La nuova proprietà, come hanno ribadito subito Mittal e il suo management, sarà impegnata sin dal primo giorno del suo ingresso in fabbrica – di cui peraltro dovrà essere dissequestrata l’area a caldo – ad avviarvi tutti gli interventi di manutenzione ordinaria e straordinaria per rilanciarne la produzione, a partire dall’ultimo trimestre dell’anno in corso, o almeno a garantirla per assicurare le consegne delle commesse sinora acquisite, e per avviarvi l’introduzione di tutte le tecnologie e le best practices previste per mitigare al massimo l’impatto ambientale degli impianti. Su questo terreno è sperabile che si instaurino subito proficui rapporti di collaborazione tecnica fra l’azienda e le Autorità preposte ai controlli su emissioni e condizioni di lavoro in fabbrica che dovranno essere assolutamente costanti e rigorosi secondo quanto previsto dalle norme vigenti, ma (almeno inizialmente) senza contrapposizioni pregiudiziali al nuovo azionista. In tal modo, si potranno e dovranno offrire precise e doverose rassicurazioni ai lavoratori del Siderurgico e ai cittadini, ma anche puntuali risposte a tutti coloro che si ritengono traditi dalle decisioni del Ministro Di Maio e dal suo impegno, giustamente riconosciutogli giovedi sera anche dall’ex Ministro Calenda, a chiudere positivamente la lunghissima vicenda.

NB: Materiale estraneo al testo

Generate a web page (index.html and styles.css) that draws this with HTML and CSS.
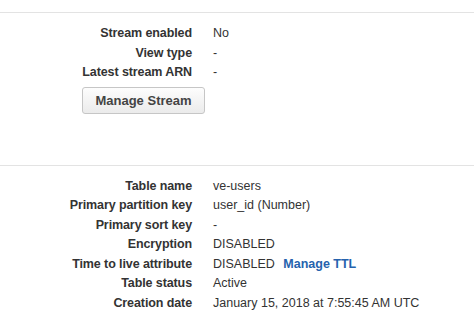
FILE: index.html
```html
<!DOCTYPE html>
<html>
<head>
    <title>Table details</title>
    <link rel="stylesheet" href="styles.css">
</head>
<body>
    <div class="section stream">
        <div class="details">
            <div class="label">Stream enabled</div>
            <div class="value">No</div>
            <div class="label">View type</div>
            <div class="value">-</div>
            <div class="label">Latest stream ARN</div>
            <div class="value">-</div>
        </div>
        <button class="btn">Manage Stream</button>
    </div>

    <div class="section overview">
        <div class="details">
            <div class="label">Table name</div>
            <div class="value">ve-users</div>
            <div class="label">Primary partition key</div>
            <div class="value">user_id (Number)</div>
            <div class="label">Primary sort key</div>
            <div class="value">-</div>
            <div class="label">Encryption</div>
            <div class="value">DISABLED</div>
            <div class="label">Time to live attribute</div>
            <div class="value">DISABLED <a href="#" class="link">Manage TTL</a></div>
            <div class="label">Table status</div>
            <div class="value">Active</div>
            <div class="label">Creation date</div>
            <div class="value">January 15, 2018 at 7:55:45 AM UTC</div>
        </div>
    </div>
</body>
</html>
```

FILE: styles.css
```css
body {
    margin: 0;
    padding-top: 12px;
    font-family: "Liberation Sans", Arial, sans-serif;
    font-size: 12.5px;
    color: #333;
    background-color: #fff;
}

.section {
    border-top: 1px solid #e3e3e3;
}

.stream {
    padding: 11px 0 51px;
}

.overview {
    padding-top: 11px;
}

.details {
    display: grid;
    grid-template-columns: 192px auto;
    column-gap: 21px;
    line-height: 19.5px;
}

.label {
    text-align: right;
    font-weight: bold;
    letter-spacing: -0.1px;
    color: #333;
}

.value {
    color: #333;
}

.btn {
    display: block;
    margin: 4px 0 0 82px;
    width: 123px;
    height: 27px;
    padding: 0;
    font-family: inherit;
    font-size: 13px;
    font-weight: bold;
    color: #444;
    background: linear-gradient(#fdfdfd, #ebebeb);
    border: 1px solid #c6c6c6;
    border-radius: 3px;
    cursor: pointer;
}

.link {
    margin-left: 5px;
    font-weight: bold;
    color: #2562ad;
    text-decoration: none;
}

.link:hover {
    text-decoration: underline;
}
```
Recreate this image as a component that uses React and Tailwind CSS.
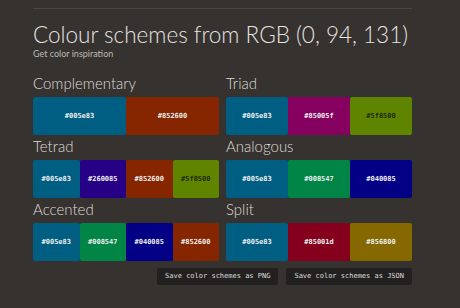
import React from 'react';

const schemes = [
  { title: "Complementary", colors: [["#005e83", "light"], ["#852600", "light"]] },
  { title: "Triad", colors: [["#005e83", "light"], ["#85005f", "light"], ["#5f8500", "dark"]] },
  { title: "Tetrad", colors: [["#005e83", "light"], ["#260085", "light"], ["#852600", "light"], ["#5f8500", "dark"]] },
  { title: "Analogous", colors: [["#005e83", "light"], ["#008547", "light"], ["#040085", "light"]] },
  { title: "Accented", colors: [["#005e83", "light"], ["#008547", "light"], ["#040085", "light"], ["#852600", "light"]] },
  { title: "Split", colors: [["#005e83", "light"], ["#85001d", "light"], ["#856800", "light"]] },
];

function Swatch({ hex, tone }) {
  return (
    <div
      className={`flex-1 h-[38px] rounded-[2px] flex items-center justify-center text-[7px] font-semibold ${
        tone === 'dark' ? 'text-[#1f2a0a]' : 'text-[#eeeeee]'
      }`}
      style={{ backgroundColor: hex }}
    >
      {hex}
    </div>
  );
}

export default function App() {
  return (
    <div className="w-[460px] h-[308px] bg-[#36322f] overflow-hidden font-['Lato',sans-serif]">
      <div className="ml-[33px] w-[379px] pt-[8px]">
        <div className="h-px bg-[#4b4643]" />

        {/* Header */}
        <h1 className="mt-[13px] text-[22.5px] leading-[26px] font-light text-[#e6e3e0] whitespace-nowrap">
          Colour schemes from RGB (0, 94, 131)
        </h1>
        <p className="text-[9px] leading-[12px] text-[#bdb9b5]">Get color inspiration</p>

        {/* Schemes */}
        <div className="mt-[12px] grid grid-cols-2 gap-x-[7px]">
          {schemes.map(s => (
            <div key={s.title}>
              <h2 className="text-[15px] leading-[22px] font-light text-[#dedbd8] mb-[3px]">{s.title}</h2>
              <div className="flex font-['DejaVu_Sans_Mono',monospace]">
                {s.colors.map(([hex, tone], i) => (
                  <Swatch key={i} hex={hex} tone={tone} />
                ))}
              </div>
            </div>
          ))}
        </div>

        {/* Actions */}
        <div className="mt-[7px] flex justify-end gap-[8px] font-['DejaVu_Sans_Mono',monospace] text-[7px] text-[#dddddd]">
          <button className="h-[17px] px-[8px] rounded-[2px] bg-[#232120]">Save color schemes as PNG</button>
          <button className="h-[17px] px-[8px] rounded-[2px] bg-[#232120]">Save color schemes as JSON</button>
        </div>
      </div>
    </div>
  );
}
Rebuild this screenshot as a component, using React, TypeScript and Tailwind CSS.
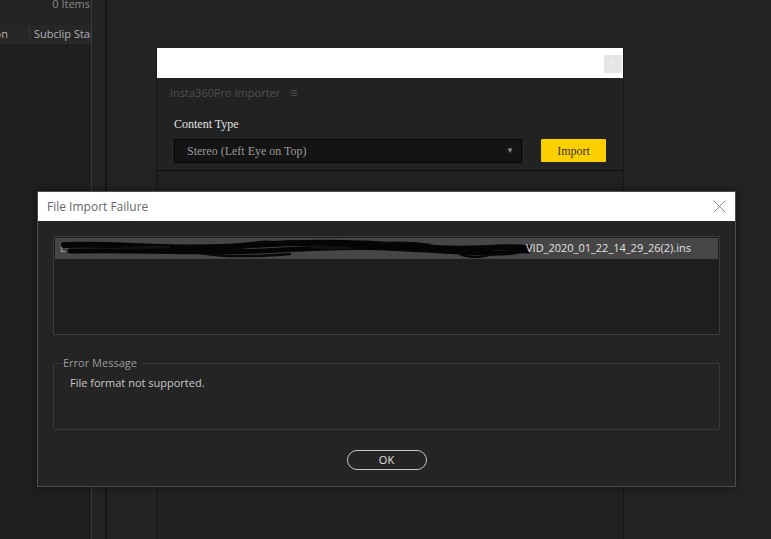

Saranno così l’intero ‘sistema Taranto’ e il suo hinterland a trarre respiro dal progressivo recupero di produzione dello stabilimento: movimentazioni portuali, imprese dell’indotto manutentivo, dei servizi di mensa, di pulizie industriali e di trasporto di beni e persone, attività creditizie – anche le banche del territorio sono state stressate per lungo tempo dalla scarsezza di circolazione monetaria che traeva poco alimento dall’esercizio asfittico della fabbrica – commerci, edilizia abitativa e mercato immobiliare: infatti la conservazione dei livelli salariali acquisiti per tutti coloro che saranno riassunti da Arcelor, o che saranno beneficiati dalla ripresa delle commesse all’indotto, e le agevolazioni previste per gli esodi incentivati dovrebbero conservare una massa di risorse finanziarie di notevoli dimensioni, spendibile nel contesto economico locale.
Ma Taranto e il retroterra che gli gravita intorno – e nel quale, non lo dimentichiamo mai, sono già ben presenti altre attività manifatturiere leggere di vari settori e dimensioni, coltivazioni agricole e strutture turistiche anche di pregio – dovranno ulteriormente diversificare il loro tessuto produttivo in direzione della logistica avanzata e delle manutenzioni e demolizioni navali – grazie alle imponenti strutture portuali del capoluogo e aeroportuali di Grottaglie – dell’aerospazio, della meccanica strumentale, delle tecnologie per la tutela ambientale, dell’agroalimentare di qualità, dell’Ict, dell’artigianato artistico, della nautica da diporto, delle coltivazioni ittiche, del legno-mobilio, del tessile-abbigliamento, delle attività museali e di ricerca avanzata: tutti comparti, lo sappiamo, già diffusi sul territorio e che tuttavia, a nostro avviso, dovrebbero essere conosciuti e valorizzati sempre meglio dalle Istituzioni locali e da tutta la popolazione, il cui immaginario collettivo viene quasi sempre raffigurato come segnato dai timori legati alle emissioni nocive della produzione siderurgica.
Nel piano strategico della Zona economica speciale dello Ionio – che si allarga ad aree della Basilicata – lo scrivente e la task force incaricata dalla Regione hanno minuziosamente delineato i possibili percorsi di diversificazione produttiva e merceologica del grande polo tarantino che, grazie all’impegno dell’Unione Europea, del Governo, della Regione e degli Enti locali può e deve aspirare a rivivere un New Deal, come agli inizi degli anni Sessanta, salvaguardando e innovando la produzione siderurgica, ma arricchendo capillarmente il territorio con l’innesto o la crescita di comparti che già oggi ne costituiscono un prezioso patrimonio di risorse umane e materiali.
Bisogna dunque rimettersi in cammino, senza riluttanze e scoraggiate desistenze, per riconquistare nella civiltà del Mediterraneo il posto che tuttora compete alla affascinante capitale della Magna Grecia.